Taking into account the topologies of the networks, results from
graph theory are applied in the convergence analysis,
as explained in the book of Xu and Lau.

Bibliography
------------

1. Selim G. Akl.
   **Superlinear performance in real-time parallel computation.**
   *The Journal of Supercomputing* 29(1):89--111, 2004.

2. George Cybenko. 
   **Dynamic Load Balancing for Distributed Memory Processors**.
   *Journal of Parallel and Distributed Computing* 7, 279-301, 1989.

3. Yu-Kwong Kwok and Ishfaq Ahmad.
   **Static scheduling algorithms for allocating directed task graphs
   to multiprocessor.** *ACM Computing Surveys*, 31(4):406--469, 1999.

4. C. McCreary and H. Gill.
   **Automatic determination of grain size for efficient parallel
   processing.**
   *Communications of the ACM*, 32(9):1073--1078, 1989.

5. Chengzhong Xu and Francis C.M. Lau.
   *Load Balancing in Parallel Computers.  Theory and Practice.*
   Kluwer Academic Publishers, 1997.

Exercises
---------

1. Apply the manager/worker algorithm for static load assignment
   to the computation of the Mandelbrot set.
   What is the speedup for 2, 4, and 8 compute nodes?
   To examine the work load of every worker, use an array to store
   the total number of iterations computed by every worker.

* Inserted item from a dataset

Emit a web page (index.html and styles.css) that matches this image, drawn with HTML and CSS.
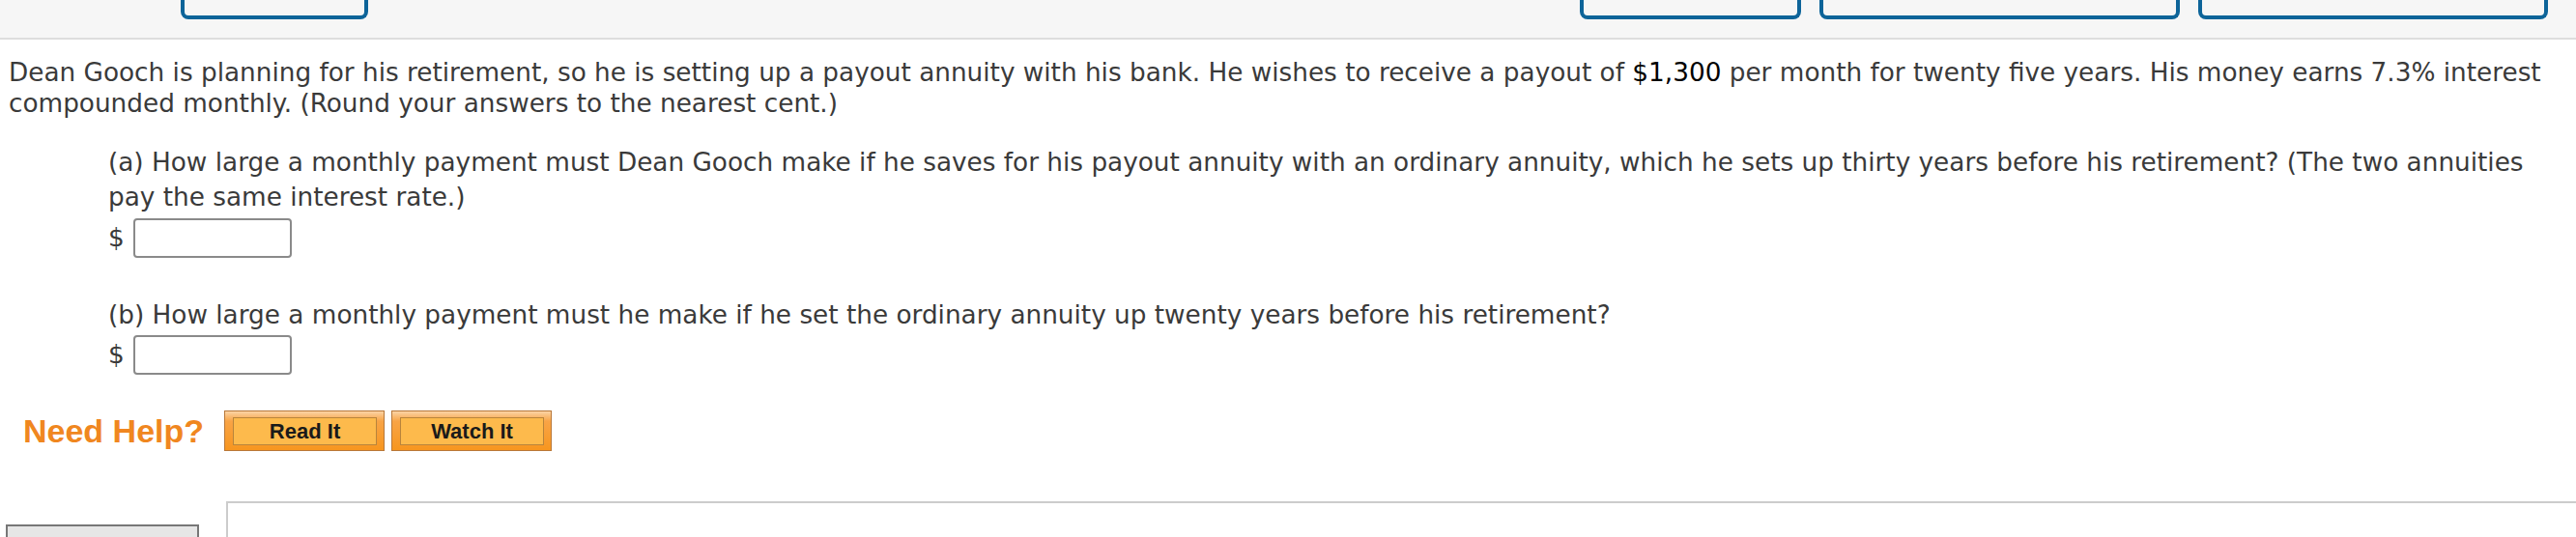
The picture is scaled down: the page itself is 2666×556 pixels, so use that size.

2. Apply the manager/worker algorithm for dynamic load balancing
   to the computation of the Mandelbrot set.
   What is the speedup for 2, 4, and 8 compute nodes?
   To examine the work load of every worker, use an array to store
   the total number of iterations computed by every worker.

3. Compare the performance of static load assignment
   with dynamic load balancing for the Mandelbrot set.
   Compare both the speedups and the work loads for every worker.